If we only want zip's for several formats, we should check that they
are of the expected type, _and_ that they consist of open file formats
within the zip.

e.g. Open Office XML (the MS format) can include binary files for OLE
objects and fonts (I think)

see "Table 2. Content types in a ZIP container"

http://msdn.microsoft.com/en-us/library/aa338205(office.12).aspx

OOXML can also include any other mimetype, which are registered
_within_ the zip, and linked into the main content file.

afaics, allowing only safe zip to be upload isn't difficult.

Expand the zip, and reject any zip which contains files on
$wgFileBlacklist, and not on $wgFileExtensions + $wgZipFileExtensions.

$wgZipFileExtensions would consist of array('xml')

Then check the mimetypes of the files in the zip, against
$wgMimeTypeBlacklist (with 'application/zip' removed), again allowing
desired XML mimetypes through.

--
John Vandenberg

_______________________________________________
Wikitech-l mailing list
Wikitech-l@lists.wikimedia.org
https://lists.wikimedia.org/mailman/listinfo/wikitech-l
Re: Commons ZIP file upload for admins [ In reply to ]
[.Kicking this thread back to life, full-quoting below only for quick reference.]

I've collected some additional notes on this here:
http://commons.wikimedia.org/wiki/Commons:Restricted_uploads

Would appreciate feedback & will circulate further in the Commons community.

Thanks,
Erik


2010/10/25 Erik Moeller <erik@wikimedia.org>:
> 2010/10/25 Brion Vibber <brion@pobox.com>:
>> In all cases we have the worry that if we allow uploading those funky
>> formats, we'll either a) end up with malicious files or b) end up with lazy
>> people using and uploading non-free editing formats when we'd prefer them to
>> use freely editable formats. I'm not sure I like the idea of using admin
>> powers to control being able to upload those, though; bottlenecking content
>> reviews as a strict requirement can be problematic on its own.
>
> Yeah, I don't like the bottleneck approach either, but in the absence
> of better systems, it may be the best way to go as an immediate
> solution. We could do it for a list of whitelisted open formats that
> are requested by the community. And we'd see from usage which file
> types we need to prioritize proper support/security checks for.
>
>> What I'd probably like to see is a more wide-open allowal of arbitrary
>> 'source files' which can be uploaded as attachments to standalone files.

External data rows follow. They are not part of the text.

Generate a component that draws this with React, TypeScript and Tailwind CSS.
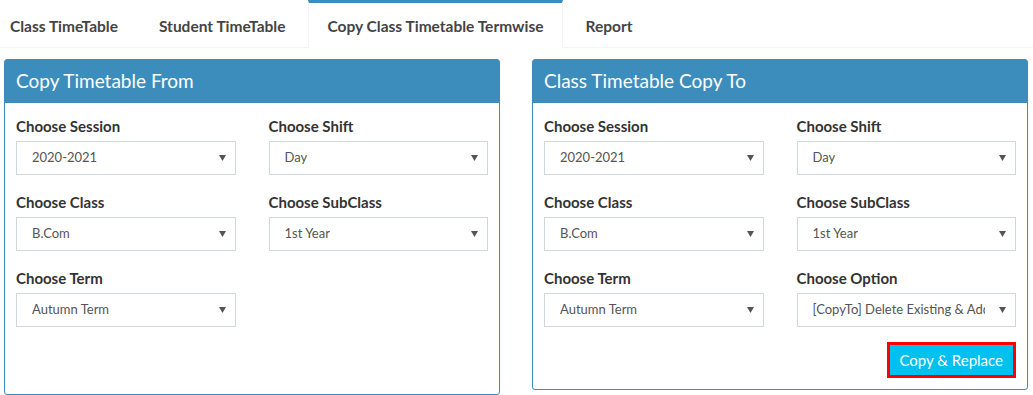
import type { ReactNode } from 'react'

const TABS = ['Class TimeTable', 'Student TimeTable', 'Copy Class Timetable Termwise', 'Report']
const ACTIVE = 2

function Select({ value }: { value: string }) {
  return (
    <div className="relative flex h-[34px] items-center overflow-hidden border border-[#d2d6de] bg-white pl-[15px] pr-[30px] text-[13px] text-[#555]">
      <span className="overflow-hidden whitespace-nowrap">{value}</span>
      <svg className="absolute right-[9px] top-[13px]" width="7" height="6" viewBox="0 0 7 6">
        <path d="M0 0h7L3.5 6z" fill="#555" />
      </svg>
    </div>
  )
}

function Field({ label, value }: { label: string; value: string }) {
  return (
    <div className="mb-[17px]">
      <div className="mb-[5px] h-[20px] text-[15px] font-bold leading-[20px] text-[#333]">{label}</div>
      <Select value={value} />
    </div>
  )
}

function Panel({ title, className, children }: { title: string; className: string; children: ReactNode }) {
  return (
    <div className={`flex w-[496px] flex-col rounded-[3px] border border-[#3c8dbc] bg-white ${className}`}>
      <div className="flex h-[43px] items-center bg-[#3c8dbc] pl-[11px] text-[19px] text-white">{title}</div>
      <div className="pl-[11px] pr-[11px] pt-[13px]">{children}</div>
    </div>
  )
}

export default function App() {
  return (
    <div className="h-[395px] w-[1033px] bg-white font-['Lato',sans-serif]">
      {/* Tabs */}
      <div className="flex h-[48px] border-b border-[#f4f4f4]">
        {TABS.map((t, i) => (
          <div
            key={t}
            className={
              i === ACTIVE
                ? 'mr-[5px] -mb-px flex items-center border-x border-t-[3px] border-x-[#f4f4f4] border-t-[#3c8dbc] bg-white px-[18px] pt-[3px] text-[15.5px] font-bold text-[#444]'
                : `mr-[5px] flex items-center px-[18px] pt-[7px] text-[15.5px] font-bold text-[#444] ${i === 0 ? 'pl-[10px]' : ''}`
            }
          >
            {t}
          </div>
        ))}
      </div>

      <div className="mt-[11px] flex gap-[32px] pl-[4px]">
        <Panel title="Copy Timetable From" className="h-[336px]">
          <div className="grid grid-cols-2 gap-x-[33px]">
            <Field label="Choose Session" value="2020-2021" />
            <Field label="Choose Shift" value="Day" />
            <Field label="Choose Class" value="B.Com" />
            <Field label="Choose SubClass" value="1st Year" />
            <Field label="Choose Term" value="Autumn Term" />
          </div>
        </Panel>

        <Panel title="Class Timetable Copy To" className="h-[331px]">
          <div className="grid grid-cols-2 gap-x-[33px]">
            <Field label="Choose Session" value="2020-2021" />
            <Field label="Choose Shift" value="Day" />
            <Field label="Choose Class" value="B.Com" />
            <Field label="Choose SubClass" value="1st Year" />
            <Field label="Choose Term" value="Autumn Term" />
            <Field label="Choose Option" value="[CopyTo] Delete Existing & Add New" />
          </div>
          <div className="-mt-[2px] flex justify-end">
            <button className="h-[36px] border-[3px] border-[#ff0000] bg-[#00c0ef] px-[10px] text-[15px] text-white">
              Copy &amp; Replace
            </button>
          </div>
        </Panel>
      </div>
    </div>
  )
}
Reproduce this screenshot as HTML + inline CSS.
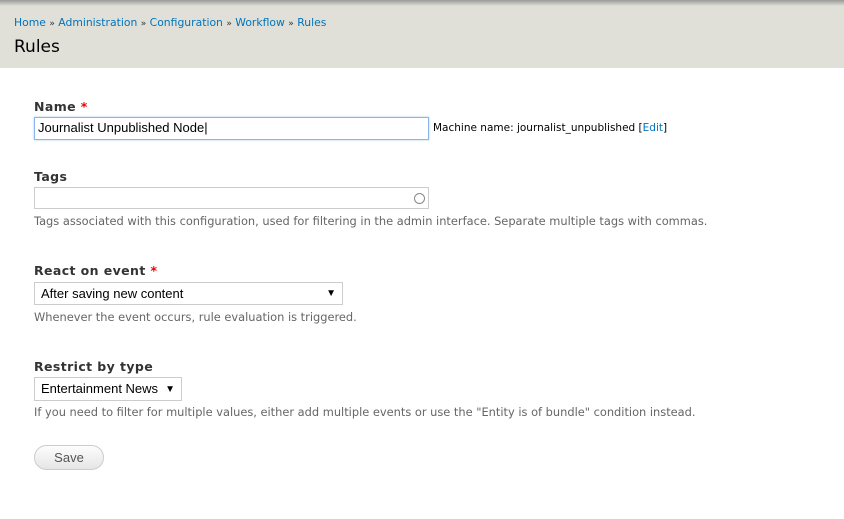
<!DOCTYPE html>
<html><head><style>
body{margin:0;width:844px;height:519px;background:#fff;font-family:"DejaVu Sans",sans-serif;color:#333;position:relative;overflow:hidden}
.hd{position:absolute;left:0;top:0;width:844px;height:68px;background:#e0e0d8}
.hd:before{content:"";position:absolute;left:0;top:0;width:100%;height:6px;background:linear-gradient(#999,#e0e0d8)}
.bc{position:absolute;left:14px;top:16px;font-size:10.8px;color:#0074bd;font-family:"DejaVu Sans",sans-serif}
.bc span{color:#333;font-size:9px}
h1{position:absolute;left:14px;top:37px;margin:0;font-weight:normal;font-size:17px;color:#000;font-family:"DejaVu Sans",sans-serif}
.a{position:absolute}
.lab{font-size:12.5px;font-weight:bold;color:#333;letter-spacing:.4px}
.lab b{color:#e00}
.desc{font-size:11.4px;color:#666}
.inp{border:1px solid #ccc;background:#fff;box-sizing:border-box;font-family:"Liberation Sans",sans-serif;font-size:13px;color:#000;padding:2px 3px}
.sel{border:1px solid #ccc;background:#fff;box-sizing:border-box;font-family:"Liberation Sans",sans-serif;font-size:13px;color:#000;padding:3px 6px}
</style></head><body>
<div class="hd"></div>
<div class="bc">Home <span>»</span> Administration <span>»</span> Configuration <span>»</span> Workflow <span>»</span> Rules</div>
<h1>Rules</h1>
<div class="a lab" style="left:34px;top:99px">Name <b>*</b></div>
<div class="a inp" style="left:34px;top:117px;width:395px;height:23px;border:1px solid #8ab4ec;box-shadow:0 0 2px #aac8f0">Journalist Unpublished Node|</div>
<div class="a" style="left:433px;top:122px;font-size:10.5px;color:#000">Machine name: journalist_unpublished [<span style="color:#0074bd">Edit</span>]</div>
<div class="a lab" style="left:34px;top:169px">Tags</div>
<div class="a inp" style="left:34px;top:187px;width:395px;height:22px"></div>
<div class="a" style="left:414px;top:193px;width:9px;height:9px;border:1px solid #888;border-radius:50%"></div>
<div class="a desc" style="left:34px;top:214px">Tags associated with this configuration, used for filtering in the admin interface. Separate multiple tags with commas.</div>
<div class="a lab" style="left:34px;top:263px">React on event <b>*</b></div>
<div class="a sel" style="left:34px;top:282px;width:309px;height:23px">After saving new content<span style="position:absolute;right:6px;top:5px;font-size:10px">▼</span></div>
<div class="a desc" style="left:34px;top:310px">Whenever the event occurs, rule evaluation is triggered.</div>
<div class="a lab" style="left:34px;top:359px">Restrict by type</div>
<div class="a sel" style="left:34px;top:377px;width:148px;height:24px">Entertainment News<span style="position:absolute;right:6px;top:6px;font-size:10px">▼</span></div>
<div class="a desc" style="left:34px;top:405px">If you need to filter for multiple values, either add multiple events or use the "Entity is of bundle" condition instead.</div>
<div class="a" style="left:34px;top:445px;width:70px;height:25px;box-sizing:border-box;border:1px solid #ccc;border-radius:13px;background:linear-gradient(#fdfdfd,#e6e6e6);font-family:'Liberation Sans',sans-serif;font-size:13px;color:#555;text-align:center;line-height:23px">Save</div>
</body></html>
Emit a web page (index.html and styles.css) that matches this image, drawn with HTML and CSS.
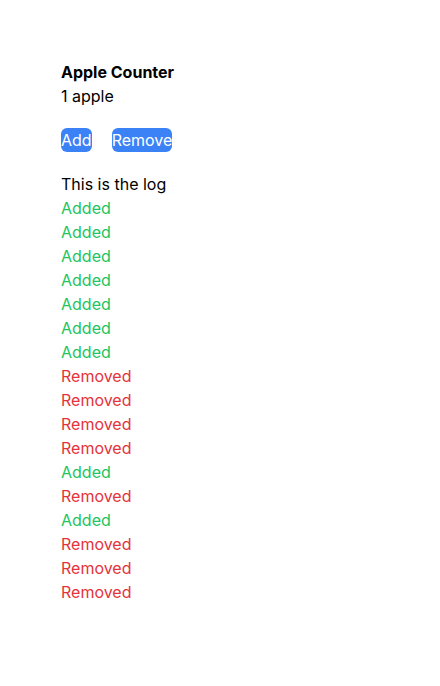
FILE: index.html
```html
<!DOCTYPE html>
<html>
<head>
<meta charset="utf-8">
<link rel="stylesheet" href="styles.css">
</head>
<body>
<div class="app">
  <div class="title">Apple Counter</div>
  <div class="count">1 apple</div>
  <div class="actions">
    <button class="btn">Add</button>
    <button class="btn">Remove</button>
  </div>
  <div class="log">
    <div>This is the log</div>
    <div class="added">Added</div>
    <div class="added">Added</div>
    <div class="added">Added</div>
    <div class="added">Added</div>
    <div class="added">Added</div>
    <div class="added">Added</div>
    <div class="added">Added</div>
    <div class="removed">Removed</div>
    <div class="removed">Removed</div>
    <div class="removed">Removed</div>
    <div class="removed">Removed</div>
    <div class="added">Added</div>
    <div class="removed">Removed</div>
    <div class="added">Added</div>
    <div class="removed">Removed</div>
    <div class="removed">Removed</div>
    <div class="removed">Removed</div>
  </div>
</div>
</body>
</html>
```
FILE: styles.css
```css
body {
  margin: 0;
  background: #fff;
  font-family: Inter, "Noto Sans", sans-serif;
  font-size: 16px;
  line-height: 24px;
  color: #000;
}
.app {
  padding: 60px 0 0 61px;
  display: flex;
  flex-direction: column;
}
.title {
  font-weight: 700;
}
.actions {
  display: flex;
  gap: 20px;
  margin: 20px 0;
}
.btn {
  font: inherit;
  line-height: 24px;
  height: 24px;
  padding: 0;
  border: 0;
  border-radius: 6px;
  background: #3b82f6;
  color: #fff;
}
.added {
  color: #22c55e;
}
.removed {
  color: #e5333b;
}
```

We
>> could give them more limited access: download only, no inline viewing, only
>> allowed if DLs are on separate safe domain, etc.
>
> It seems fairly straightforward to me to say: "These free file formats
> are permitted to be uploaded. We haven't developed fully sophisticated
> security checks for them yet, so we're asking trusted users to do
> basic sanity checks until we've developed automatic checks." We can
> then prod people to convert any proprietary formats into free ones
> that are on that whitelist. And if they're free formats, I'm not sure
> why they shouldn't be first-class citizens -- as Michael mentioned,
> that makes it possible to plop in custom handlers at a later time. A
> COLLADA handler for 3D files may seem like a remote possibility, but
> it's certainly within the realm of sanity. ZIP files would have to be
> specially treated so they're only allowed if they contain only files
> in permitted formats.
>
> So, consistent with Michael's suggestion, we could define a
> 'restricted-upload' right, initially given to admins only but possibly
> expanded to other users, which would allow files from the "potentially
> insecure" list of extensions to be uploaded, and for ZIP files, would
> ensure that only accepted file types are contained within the archive.
> The resultant review bottleneck would simply be a reflection that we
> haven't gotten around to adding proper support for these file types
> yet. On the plus side, we could add restricted upload support for new
> open formats as soon as there's consensus to do so.
>
> The main downside I would see is that users might end up being
> confused why these files get uploaded. To mitigate this, we could add
> a "This file has a restricted filetype. Files of this type can
> currently only be uploaded by administrators for security reasons"
> note on file description pages.
> --
> Erik Möller
> Deputy Director, Wikimedia Foundation
>
> Support Free Knowledge: http://wikimediafoundation.org/wiki/Donate
>



--
Erik Möller
Deputy Director, Wikimedia Foundation

Support Free Knowledge: http://wikimediafoundation.org/wiki/Donate

_______________________________________________
Wikitech-l mailing list
Wikitech-l@lists.wikimedia.org
https://lists.wikimedia.org/mailman/listinfo/wikitech-l
Re: Commons ZIP file upload for admins [ In reply to ]
Erik Moeller wrote:
> I've collected some additional notes on this here:
> http://commons.wikimedia.org/wiki/Commons:Restricted_uploads
>
> Would appreciate feedback & will circulate further in the Commons community.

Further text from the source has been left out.